Impact of recent judgment of Honourable Supreme Court of India dated October 4, 2018
Section 29A of the Insolvency and Bankruptcy Code, 2016 (“the Code”) has emerged as one of the key statutes in determining the eligibility of Resolution Applicants in the Corporate Insolvency Resolution Process (“CIRP”). The Code, in its original form had not incorporated any provisions to prevent defaulting promoters from buying-back the corporate debtor, which could occur potentially at steep discounts. Subsequently, through an amendment to the Code, Section 29A was inserted with retrospective effect from November 23, 2017.
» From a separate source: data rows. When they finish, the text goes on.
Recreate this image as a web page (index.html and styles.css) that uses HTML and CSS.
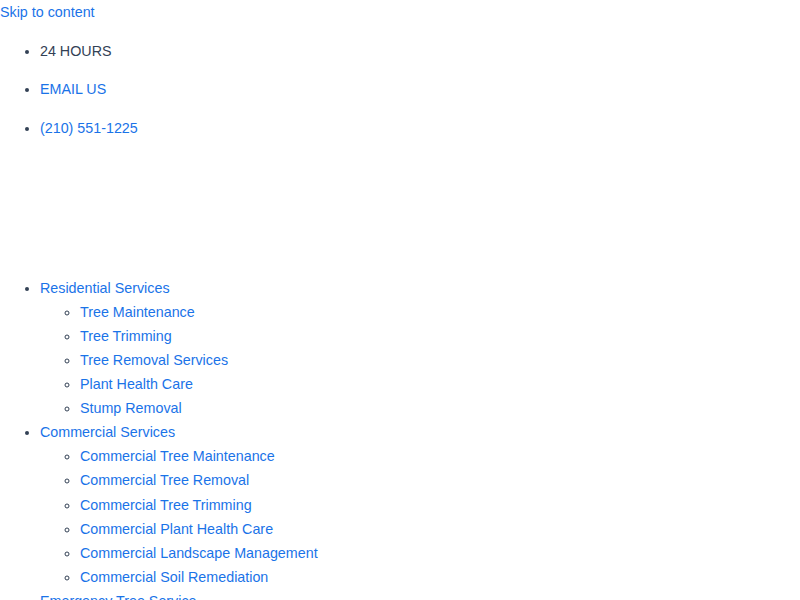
FILE: index.html
```html
<!DOCTYPE html>
<html lang="en">
<head>
<meta charset="utf-8">
<title>Tree Service</title>
<link rel="stylesheet" href="styles.css">
</head>
<body>
<a class="skip-link" href="#content">Skip to content</a>
<ul class="top-bar">
  <li>24 HOURS</li>
  <li><a href="#">EMAIL US</a></li>
  <li><a href="#">(210) 551-1225</a></li>
</ul>
<div class="logo-space"></div>
<ul class="main-menu">
  <li><a href="#">Residential Services</a>
    <ul class="sub-menu">
      <li><a href="#">Tree Maintenance</a></li>
      <li><a href="#">Tree Trimming</a></li>
      <li><a href="#">Tree Removal Services</a></li>
      <li><a href="#">Plant Health Care</a></li>
      <li><a href="#">Stump Removal</a></li>
    </ul>
  </li>
  <li><a href="#">Commercial Services</a>
    <ul class="sub-menu">
      <li><a href="#">Commercial Tree Maintenance</a></li>
      <li><a href="#">Commercial Tree Removal</a></li>
      <li><a href="#">Commercial Tree Trimming</a></li>
      <li><a href="#">Commercial Plant Health Care</a></li>
      <li><a href="#">Commercial Landscape Management</a></li>
      <li><a href="#">Commercial Soil Remediation</a></li>
    </ul>
  </li>
  <li><a href="#">Emergency Tree Service</a></li>
  <li><a href="#">About Us</a></li>
  <li><a href="#">Contact</a></li>
</ul>
</body>
</html>
```
FILE: styles.css
```css
html, body {
  margin: 0;
  padding: 0;
}
body {
  font-family: "Liberation Sans", Arial, sans-serif;
  font-size: 14.3px;
  line-height: 24.1px;
  color: #334155;
  background: #ffffff;
}
a {
  color: #1a73e8;
  text-decoration: none;
}
.skip-link {
  display: block;
  width: max-content;
}
.top-bar {
  margin: 14.5px 0 0;
  padding-left: 40px;
}
.top-bar li + li {
  margin-top: 14.4px;
}
.logo-space {
  height: 136px;
}
.main-menu {
  margin: 0;
  padding-left: 40px;
  list-style: disc;
}
.sub-menu {
  margin: 0;
  padding-left: 40px;
  list-style: circle;
}
```
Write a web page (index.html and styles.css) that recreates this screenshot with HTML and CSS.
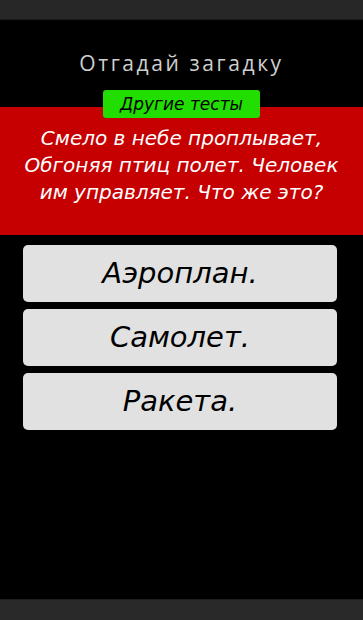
FILE: index.html
```html
<!DOCTYPE html>
<html>
<head>
<meta charset="utf-8">
<link rel="stylesheet" href="styles.css">
</head>
<body>
<div class="screen">
  <div class="statusbar"></div>
  <main class="content">
    <h1 class="title">Отгадай загадку</h1>
    <section class="riddle">
      <div class="other-tests">Другие тесты</div>
      <p class="question">Смело в небе проплывает,<br>Обгоняя птиц полет. Человек<br>им управляет. Что же это?</p>
    </section>
    <div class="answers">
      <div class="answer">Аэроплан.</div>
      <div class="answer">Самолет.</div>
      <div class="answer">Ракета.</div>
    </div>
  </main>
  <div class="navbar"></div>
</div>
</body>
</html>
```
FILE: styles.css
```css
html, body {
  margin: 0;
  padding: 0;
  background: #000;
}
.screen {
  width: 363px;
  height: 620px;
  display: flex;
  flex-direction: column;
  background: #000;
  overflow: hidden;
}
.statusbar {
  height: 19px;
  background: #272727;
  border-bottom: 1px solid #1a1a1a;
  flex: none;
}
.content {
  flex: 1;
  display: flex;
  flex-direction: column;
}
.title {
  margin: 31px 0 0;
  height: 24px;
  font-family: "Open Sans", "DejaVu Sans", sans-serif;
  font-weight: 400;
  font-size: 21px;
  line-height: 24px;
  letter-spacing: 2.6px;
  color: #cfcfcf;
  text-align: center;
}
.riddle {
  margin-top: 32px;
  background: #c60000;
  height: 128px;
  position: relative;
  display: flex;
  justify-content: center;
}
.other-tests {
  position: absolute;
  top: -17px;
  left: 103px;
  width: 157px;
  height: 28px;
  background: #22dd00;
  border-radius: 3px;
  font-family: "DejaVu Sans", sans-serif;
  font-style: italic;
  font-size: 17px;
  line-height: 29px;
  text-align: center;
  color: #000;
}
.question {
  margin: 18px 0 0;
  width: 340px;
  font-family: "DejaVu Sans", sans-serif;
  font-style: italic;
  font-size: 20px;
  line-height: 27px;
  color: #fff;
  text-align: center;
  white-space: nowrap;
}
.answers {
  margin: 10px 26px 0 23px;
  display: flex;
  flex-direction: column;
  gap: 7px;
}
.answer {
  height: 57px;
  background: #e1e1e1;
  border-radius: 5px;
  font-family: "DejaVu Sans", sans-serif;
  font-style: italic;
  font-size: 29px;
  line-height: 57px;
  text-align: center;
  color: #000;
}
.navbar {
  height: 20px;
  background: #292929;
  border-top: 1px solid #1e1e1e;
  flex: none;
}
```
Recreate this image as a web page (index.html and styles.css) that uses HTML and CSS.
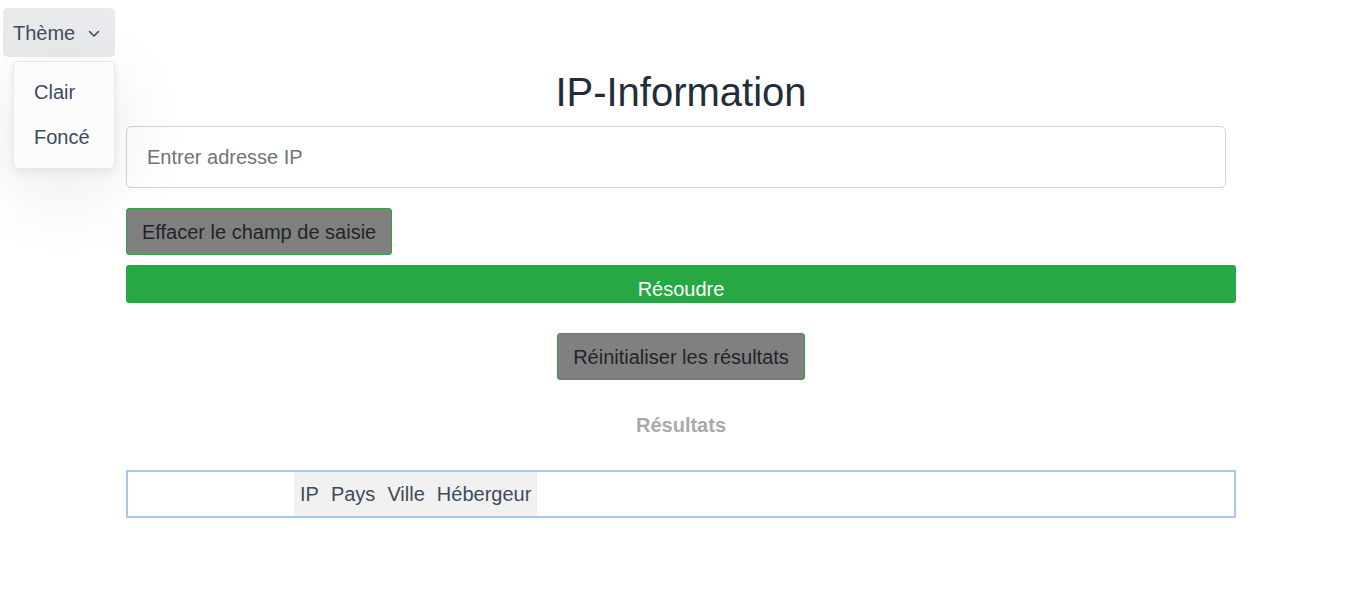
FILE: index.html
```html
<!DOCTYPE html>
<html lang="fr">
<head>
<meta charset="utf-8">
<title>IP-Information</title>
<link rel="stylesheet" href="styles.css">
</head>
<body>
<div class="theme">
  <button class="theme-btn">Thème
    <svg class="chev" width="12" height="8" viewBox="0 0 12 8"><path d="M1.5 1.5 L6 6 L10.5 1.5" fill="none" stroke="#3d4b5c" stroke-width="1.6" stroke-linecap="round" stroke-linejoin="round"/></svg>
  </button>
  <div class="menu">
    <div class="menu-item">Clair</div>
    <div class="menu-item">Foncé</div>
  </div>
</div>
<main class="container">
  <h1 class="title">IP-Information</h1>
  <input class="ip-input" type="text" placeholder="Entrer adresse IP">
  <div class="row-left"><button class="btn-gray">Effacer le champ de saisie</button></div>
  <button class="btn-green">Résoudre</button>
  <div class="row-center"><button class="btn-gray">Réinitialiser les résultats</button></div>
  <h2 class="results-title">Résultats</h2>
  <div class="results">
    <table class="results-table">
      <thead>
        <tr><th>IP</th><th>Pays</th><th>Ville</th><th>Hébergeur</th></tr>
      </thead>
    </table>
  </div>
</main>
</body>
</html>
```
FILE: styles.css
```css
html, body {
  margin: 0;
  padding: 0;
  background: #ffffff;
  font-family: "Liberation Sans", Arial, sans-serif;
}
body {
  position: relative;
}
.theme {
  position: absolute;
  left: 3px;
  top: 8px;
  z-index: 5;
}
.theme-btn {
  display: flex;
  align-items: center;
  gap: 13px;
  height: 49px;
  width: 112px;
  padding: 2px 0 0 10px;
  border: none;
  border-radius: 5px;
  background: #e9eaec;
  color: #3d4b5c;
  font-family: "Liberation Sans", Arial, sans-serif;
  font-size: 20px;
}
.chev {
  display: block;
  margin-top: 0;
}
.menu {
  margin: 4px 0 0 10px;
  width: 100px;
  padding: 8px 0;
  background: #fcfcfd;
  border: 1px solid #e6e8eb;
  border-radius: 5px;
  box-shadow: 0 4px 10px rgba(0, 0, 0, 0.06), 0 20px 80px rgba(0, 0, 0, 0.09);
}
.menu-item {
  padding: 0 0 0 20px;
  height: 45px;
  line-height: 45px;
  font-size: 20px;
  color: #3d4b5c;
}
.container {
  width: 1110px;
  margin: 0 0 0 126px;
  padding-top: 67px;
  display: flex;
  flex-direction: column;
}
.title {
  margin: 0 0 9px;
  text-align: center;
  font-weight: 400;
  font-size: 40px;
  line-height: 50px;
  color: #222d3b;
}
.ip-input {
  box-sizing: border-box;
  width: 1100px;
  height: 62px;
  margin: 0;
  padding: 0 20px;
  border: 1px solid #ced4da;
  border-radius: 5px;
  font-family: "Liberation Sans", Arial, sans-serif;
  font-size: 20px;
  color: #495057;
}
.ip-input::placeholder {
  color: #6c757d;
}
.row-left {
  display: flex;
  margin-top: 20px;
}
.btn-gray {
  height: 47px;
  padding: 2px 15px 0;
  background: #808080;
  border: 1px solid #28a745;
  border-radius: 3px;
  color: #212529;
  font-family: "Liberation Sans", Arial, sans-serif;
  font-size: 20px;
}
.btn-green {
  margin-top: 10px;
  height: 38px;
  padding: 10px 0 0;
  background: #28a745;
  border: none;
  border-radius: 3px;
  color: #ffffff;
  font-family: "Liberation Sans", Arial, sans-serif;
  font-size: 20px;
}
.row-center {
  display: flex;
  justify-content: center;
  margin-top: 30px;
}
.results-title {
  margin: 33px 0 0;
  text-align: center;
  font-size: 20px;
  line-height: 24px;
  font-weight: 700;
  color: #a9a9a9;
}
.results {
  margin-top: 33px;
  border: 2px solid #a8c8ec;
  height: 44px;
  padding-left: 166px;
}
.results-table {
  border-collapse: collapse;
  background: #f1f1f1;
}
.results-table th {
  height: 44px;
  padding: 0 6px;
  font-weight: 400;
  font-size: 20px;
  color: #3d4b5c;
}
```
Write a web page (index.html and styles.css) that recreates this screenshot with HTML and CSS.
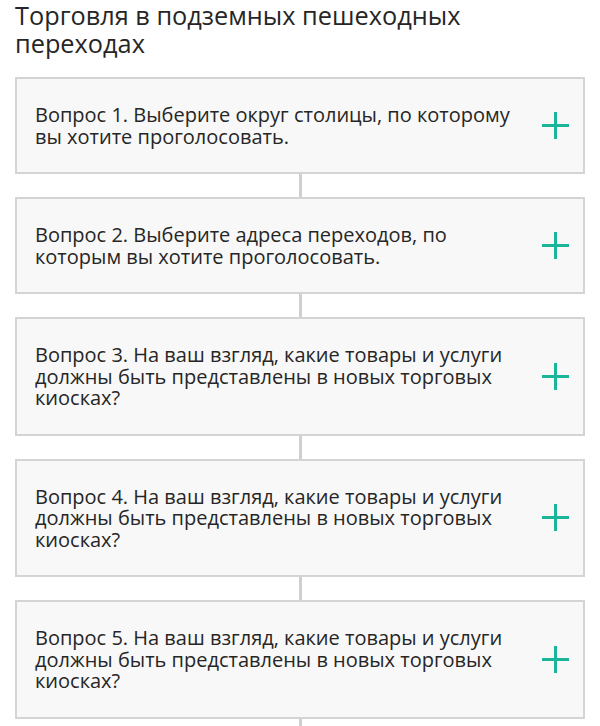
FILE: index.html
```html
<!DOCTYPE html>
<html lang="ru">
<head>
<meta charset="utf-8">
<link rel="stylesheet" href="styles.css">
</head>
<body>
<div class="page">
  <h1 class="title">Торговля в подземных пешеходных переходах</h1>
  <div class="list">
    <div class="card">
      <div class="q">Вопрос 1. Выберите округ столицы, по которому вы хотите проголосовать.</div>
      <span class="plus"></span>
    </div>
    <div class="link"></div>
    <div class="card">
      <div class="q">Вопрос 2. Выберите адреса переходов, по которым вы хотите проголосовать.</div>
      <span class="plus"></span>
    </div>
    <div class="link"></div>
    <div class="card">
      <div class="q">Вопрос 3. На ваш взгляд, какие товары и услуги должны быть представлены в новых торговых киосках?</div>
      <span class="plus"></span>
    </div>
    <div class="link"></div>
    <div class="card">
      <div class="q">Вопрос 4. На ваш взгляд, какие товары и услуги должны быть представлены в новых торговых киосках?</div>
      <span class="plus"></span>
    </div>
    <div class="link"></div>
    <div class="card">
      <div class="q">Вопрос 5. На ваш взгляд, какие товары и услуги должны быть представлены в новых торговых киосках?</div>
      <span class="plus"></span>
    </div>
    <div class="link"></div>
  </div>
</div>
</body>
</html>
```

FILE: styles.css
```css
html, body {
  margin: 0;
  padding: 0;
  background: #fff;
}
body {
  font-family: "Open Sans", "Noto Sans", sans-serif;
  color: #262626;
}
.page {
  padding: 0 15px;
}
.title {
  margin: 0;
  padding-top: 1px;
  font-size: 25.3px;
  line-height: 28px;
  font-weight: 400;
  color: #262626;
}
.list {
  margin-top: 20px;
  display: flex;
  flex-direction: column;
}
.card {
  display: flex;
  align-items: center;
  justify-content: space-between;
  background: #f8f8f8;
  border: 2px solid #d4d4d4;
  padding: 25px 14px 25px 18px;
}
.q {
  font-size: 20px;
  line-height: 21.5px;
  width: 496px;
}
.plus {
  position: relative;
  width: 27px;
  height: 27px;
  flex: none;
}
.plus::before, .plus::after {
  content: "";
  position: absolute;
  background: #1bb59a;
}
.plus::before {
  left: 0;
  right: 0;
  top: 12px;
  height: 3px;
}
.plus::after {
  top: 0;
  bottom: 0;
  left: 12px;
  width: 3px;
}
.link {
  align-self: center;
  width: 3px;
  height: 23px;
  background: #cfcfcf;
}
```
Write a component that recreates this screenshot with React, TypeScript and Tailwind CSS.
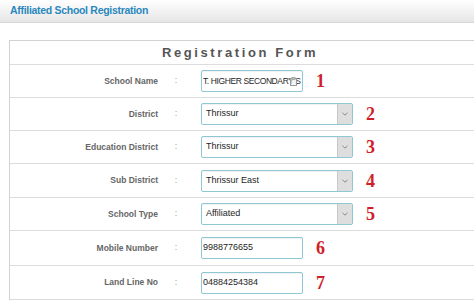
import React from "react";

type Row = {
  label: string;
  value: string;
  kind: "text" | "select";
  num: string;
  h: string;
};

const rows: Row[] = [
  { label: "School Name", value: "T. HIGHER SECONDARY S", kind: "text", num: "1", h: "h-[33px]" },
  { label: "District", value: "Thrissur", kind: "select", num: "2", h: "h-[33px]" },
  { label: "Education District", value: "Thrissur", kind: "select", num: "3", h: "h-[33px]" },
  { label: "Sub District", value: "Thrissur East", kind: "select", num: "4", h: "h-[34px]" },
  { label: "School Type", value: "Affiliated", kind: "select", num: "5", h: "h-[33px]" },
  { label: "Mobile Number", value: "9988776655", kind: "text", num: "6", h: "h-[35px]" },
  { label: "Land Line No", value: "04884254384", kind: "text", num: "7", h: "h-[34px]" },
];

function Field({ row }: { row: Row }) {
  if (row.kind === "text") {
    const isName = row.label === "School Name";
    return (
      <div className="relative flex h-[22px] w-[102px] items-center overflow-hidden rounded-[2px] border border-[#8fc7d3] bg-white pl-[1px] shadow-[inset_0_1px_1px_rgba(0,0,0,0.06)]">
        <span
          className={
            isName
              ? "whitespace-nowrap text-[8.5px] tracking-[-0.4px] text-[#1e1e1e]"
              : "whitespace-nowrap text-[9px] text-[#1e1e1e]"
          }
        >
          {row.value}
        </span>
        {isName && (
          <svg className="absolute right-[5px] top-[6px]" width="7" height="9" viewBox="0 0 7 9">
            <rect x="0.5" y="1.5" width="6" height="7" fill="#eee" fillOpacity="0.6" stroke="#999" strokeWidth="1" />
            <rect x="2" y="0.5" width="3" height="2" fill="#ccc" stroke="#999" strokeWidth="0.8" />
          </svg>
        )}
      </div>
    );
  }
  return (
    <div className="flex h-[22px] w-[152px] items-center overflow-hidden rounded-[2px] border border-[#8fc7d3] bg-white shadow-[inset_0_1px_1px_rgba(0,0,0,0.06)]">
      <span className="flex-1 whitespace-nowrap pl-[4px] text-[9px] text-[#1e1e1e]">{row.value}</span>
      <div className="flex h-full w-[15px] items-center justify-center border-l border-[#c8c8c8] bg-[#dedede]">
        <svg width="6" height="4" viewBox="0 0 6 4">
          <path d="M0.5 0.8 L3 3.2 L5.5 0.8" fill="none" stroke="#888" strokeWidth="1" />
        </svg>
      </div>
    </div>
  );
}

export default function App() {
  return (
    <div className="h-[303px] w-[474px] overflow-hidden bg-white font-['Liberation_Sans',Arial,sans-serif]">
      <div className="flex h-[23px] items-center border-b border-[#d8d8d8] bg-gradient-to-b from-white to-[#e6e6e6] pl-[10px]">
        <span className="text-[10.5px] font-bold tracking-[-0.3px] text-[#2a88bd]">
          Affiliated School Registration
        </span>
      </div>
      <div className="ml-[9px] mt-[17px] w-[480px] border-l border-t border-[#d2d2d2]">
        <div className="flex h-[24px] items-center justify-center border-b border-[#dcdcdc] pr-[19px]">
          <span className="text-[13px] font-bold tracking-[2.6px] text-[#555]">Registration Form</span>
        </div>
        {rows.map((row) => (
          <div key={row.label} className={`flex items-center border-b border-[#dcdcdc] ${row.h}`}>
            <div className="w-[149px] pr-[1px] text-right text-[8.5px] font-bold text-[#666]">{row.label}</div>
            <div className="w-[34px] text-center text-[9px] text-[#999]">:</div>
            <div className="ml-[8px]">
              <Field row={row} />
            </div>
            <span className="ml-[13px] font-['Liberation_Serif',serif] text-[18px] font-bold leading-none text-[#cf1f2b]">
              {row.num}
            </span>
          </div>
        ))}
      </div>
    </div>
  );
}
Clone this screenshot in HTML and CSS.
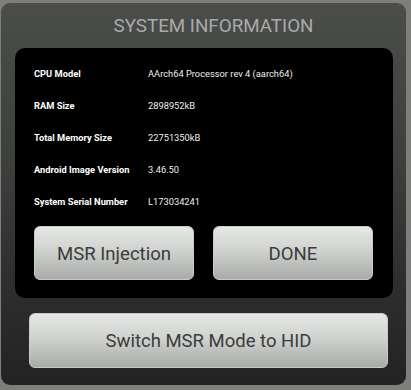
FILE: index.html
```html
<!DOCTYPE html>
<html>
<head>
<meta charset="utf-8">
<link rel="stylesheet" href="styles.css">
</head>
<body>
<div class="dialog">
  <div class="title">SYSTEM INFORMATION</div>
  <div class="panel">
    <div class="rows">
      <div class="row"><span class="label">CPU Model</span><span class="value">AArch64 Processor rev 4 (aarch64)</span></div>
      <div class="row"><span class="label">RAM Size</span><span class="value">2898952kB</span></div>
      <div class="row"><span class="label">Total Memory Size</span><span class="value">22751350kB</span></div>
      <div class="row"><span class="label">Android Image Version</span><span class="value">3.46.50</span></div>
      <div class="row"><span class="label">System Serial Number</span><span class="value">L173034241</span></div>
    </div>
    <div class="actions">
      <div class="btn">MSR Injection</div>
      <div class="btn">DONE</div>
    </div>
  </div>
  <div class="btn wide">Switch MSR Mode to HID</div>
</div>
</body>
</html>
```

FILE: styles.css
```css
html, body {
  margin: 0;
  padding: 0;
}
body {
  width: 411px;
  height: 390px;
  background: #7e7f7d;
  font-family: Roboto, "Liberation Sans", sans-serif;
  overflow: hidden;
}
.dialog {
  margin: 3px 5px 0 1px;
  width: 405px;
  height: 382px;
  box-sizing: border-box;
  border-radius: 9px;
  background: linear-gradient(to bottom, #4b4d4b 0%, #3e403e 40%, #2c2d2c 75%, #222322 100%);
  display: flex;
  flex-direction: column;
}
.title {
  height: 45px;
  display: flex;
  align-items: center;
  justify-content: center;
  color: #a9aaa9;
  font-size: 18.8px;
  padding-left: 20px;
  padding-top: 1px;
  box-sizing: border-box;
}
.panel {
  margin: 0 13px 0 14px;
  height: 250px;
  background: #000;
  border-radius: 10px;
  box-sizing: border-box;
  padding: 9px 20px 18px 19px;
  display: flex;
  flex-direction: column;
}
.rows {
  display: flex;
  flex-direction: column;
}
.row {
  height: 32px;
  display: flex;
  align-items: center;
  font-size: 9.3px;
  color: #fff;
}
.label {
  width: 114px;
  font-weight: bold;
}
.value {
  color: #eee;
}
.actions {
  margin-top: 9px;
  display: flex;
  gap: 19px;
}
.btn {
  box-sizing: border-box;
  height: 54px;
  border-radius: 6px;
  background: linear-gradient(to bottom, #e6e8e6 0%, #d0d2d0 45%, #a9aba9 100%);
  border: 1px solid #c9cbc9;
  color: #3b3c3b;
  font-size: 18.6px;
  display: flex;
  align-items: center;
  justify-content: center;
}
.actions .btn {
  width: 160px;
  padding-top: 2px;
}
.wide {
  margin: 15px 18px 0 28px;
  height: 55px;
  font-size: 18.5px;
}
```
A second amendment to the Code, effective from June 6, 2018, included amendments to Section 29A. Regulation 36A(8) of the CIRP Regulations, among other things, requires the Resolution Professional to conduct due diligence of the prospective Resolution Applicants under the provisions of Section 29A.
The most recent Judgment dated October 4, 2018 of the Honourable Supreme Court of India, explains and reinstates the importance of conducting a thorough due diligence under Section 29A. As noted by the Honourable Supreme Court of India, “great care must be taken to ensure that persons who are in-charge of the corporate debtor, for whom such resolution plan is made, do not come back in some other form to regain control of the company without first paying off its debts.” The Supreme Court judgment also asserts that the Resolution Professional needs to confirm that a resolution plan, among other things, does not contravene the provisions of Section 29A.